* Work instructions *
Print exactly the lines running from the one that holds "Emit a component" through the one that holds "const progress = 84;", please, and leave the pictures out.
--- START OF Source records ---
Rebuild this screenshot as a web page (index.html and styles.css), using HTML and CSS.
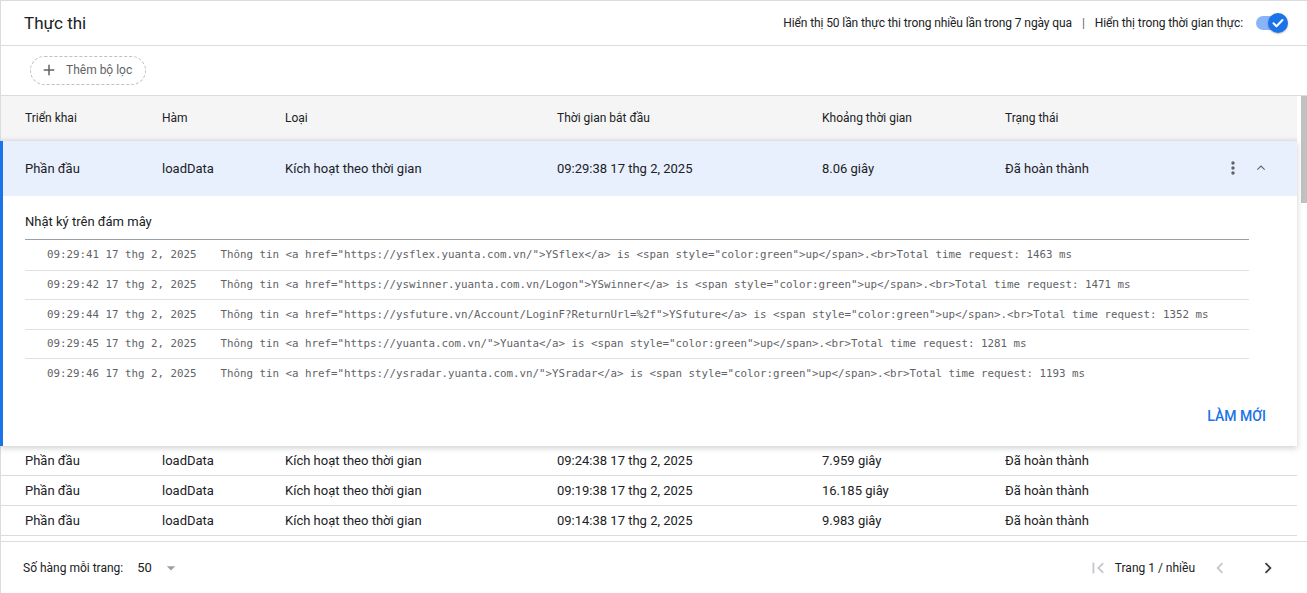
--- END OF Source records ---
--- START OF Source records ---
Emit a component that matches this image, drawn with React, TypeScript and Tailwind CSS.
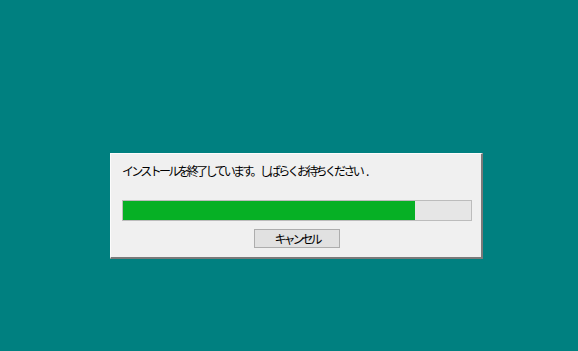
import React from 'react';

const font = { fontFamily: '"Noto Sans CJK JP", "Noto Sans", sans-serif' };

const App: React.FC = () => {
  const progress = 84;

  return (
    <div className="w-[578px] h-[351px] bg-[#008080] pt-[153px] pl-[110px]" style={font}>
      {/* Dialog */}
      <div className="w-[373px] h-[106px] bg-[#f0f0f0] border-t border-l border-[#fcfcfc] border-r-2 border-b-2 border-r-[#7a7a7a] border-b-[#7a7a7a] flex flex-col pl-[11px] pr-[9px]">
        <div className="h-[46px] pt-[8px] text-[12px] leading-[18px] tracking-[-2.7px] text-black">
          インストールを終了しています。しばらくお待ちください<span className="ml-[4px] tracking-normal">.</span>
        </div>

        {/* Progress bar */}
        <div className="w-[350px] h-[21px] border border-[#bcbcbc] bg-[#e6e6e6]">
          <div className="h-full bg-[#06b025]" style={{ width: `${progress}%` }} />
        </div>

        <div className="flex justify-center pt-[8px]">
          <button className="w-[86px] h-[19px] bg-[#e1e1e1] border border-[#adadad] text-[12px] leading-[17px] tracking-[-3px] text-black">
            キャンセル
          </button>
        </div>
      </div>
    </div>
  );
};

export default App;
--- END OF Source records ---
--- START OF Source records ---
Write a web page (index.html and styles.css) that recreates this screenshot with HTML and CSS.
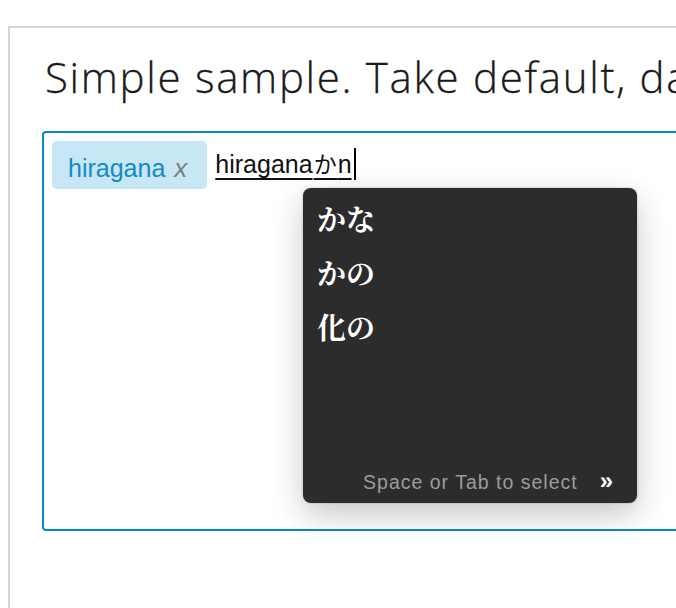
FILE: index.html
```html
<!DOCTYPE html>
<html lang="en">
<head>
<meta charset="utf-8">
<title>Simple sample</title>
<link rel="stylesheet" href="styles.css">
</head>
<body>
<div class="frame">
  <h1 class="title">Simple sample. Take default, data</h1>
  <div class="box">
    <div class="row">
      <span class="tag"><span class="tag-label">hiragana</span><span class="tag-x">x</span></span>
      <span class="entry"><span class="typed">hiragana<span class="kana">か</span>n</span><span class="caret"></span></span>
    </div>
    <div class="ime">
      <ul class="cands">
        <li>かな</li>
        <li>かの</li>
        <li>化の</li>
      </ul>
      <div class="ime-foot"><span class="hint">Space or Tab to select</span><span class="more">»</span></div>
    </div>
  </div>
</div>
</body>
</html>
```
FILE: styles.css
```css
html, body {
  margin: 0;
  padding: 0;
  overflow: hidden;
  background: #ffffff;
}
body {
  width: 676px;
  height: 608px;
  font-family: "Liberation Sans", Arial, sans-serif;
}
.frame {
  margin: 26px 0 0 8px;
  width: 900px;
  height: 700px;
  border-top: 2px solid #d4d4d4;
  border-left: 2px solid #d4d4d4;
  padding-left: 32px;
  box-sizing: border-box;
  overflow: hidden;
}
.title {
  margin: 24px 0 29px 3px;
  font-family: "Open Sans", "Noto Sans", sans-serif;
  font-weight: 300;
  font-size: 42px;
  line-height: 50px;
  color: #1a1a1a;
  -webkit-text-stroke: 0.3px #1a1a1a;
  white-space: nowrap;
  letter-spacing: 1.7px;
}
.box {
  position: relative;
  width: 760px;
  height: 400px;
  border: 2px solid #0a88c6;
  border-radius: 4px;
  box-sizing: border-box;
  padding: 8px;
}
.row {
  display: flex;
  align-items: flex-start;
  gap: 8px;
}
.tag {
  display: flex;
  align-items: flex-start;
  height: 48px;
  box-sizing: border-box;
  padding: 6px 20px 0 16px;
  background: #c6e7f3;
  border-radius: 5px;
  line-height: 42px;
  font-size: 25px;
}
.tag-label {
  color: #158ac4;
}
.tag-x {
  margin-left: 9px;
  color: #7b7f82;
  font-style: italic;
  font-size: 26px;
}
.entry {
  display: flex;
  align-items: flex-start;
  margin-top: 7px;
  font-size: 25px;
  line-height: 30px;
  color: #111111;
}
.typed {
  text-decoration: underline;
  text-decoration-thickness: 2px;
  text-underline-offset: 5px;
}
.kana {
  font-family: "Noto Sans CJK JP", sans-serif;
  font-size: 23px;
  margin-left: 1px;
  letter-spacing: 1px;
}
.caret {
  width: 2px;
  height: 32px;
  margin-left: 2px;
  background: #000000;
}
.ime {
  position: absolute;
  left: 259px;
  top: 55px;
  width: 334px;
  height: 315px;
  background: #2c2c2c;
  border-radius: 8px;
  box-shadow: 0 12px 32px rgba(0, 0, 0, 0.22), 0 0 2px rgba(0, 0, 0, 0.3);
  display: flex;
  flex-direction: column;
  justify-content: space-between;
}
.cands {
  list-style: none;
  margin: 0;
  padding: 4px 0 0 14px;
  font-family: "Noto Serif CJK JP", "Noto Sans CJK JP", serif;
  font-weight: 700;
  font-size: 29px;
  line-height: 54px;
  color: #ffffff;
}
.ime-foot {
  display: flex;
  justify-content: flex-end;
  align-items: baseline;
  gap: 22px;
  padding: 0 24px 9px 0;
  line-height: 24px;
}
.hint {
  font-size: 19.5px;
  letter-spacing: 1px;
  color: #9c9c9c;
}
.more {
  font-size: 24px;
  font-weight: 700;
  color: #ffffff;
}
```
--- END OF Source records ---
* Answer to this exercise *
Emit a component that matches this image, drawn with React, TypeScript and Tailwind CSS.
import React from 'react';

const font = { fontFamily: '"Noto Sans CJK JP", "Noto Sans", sans-serif' };

const App: React.FC = () => {
  const progress = 84;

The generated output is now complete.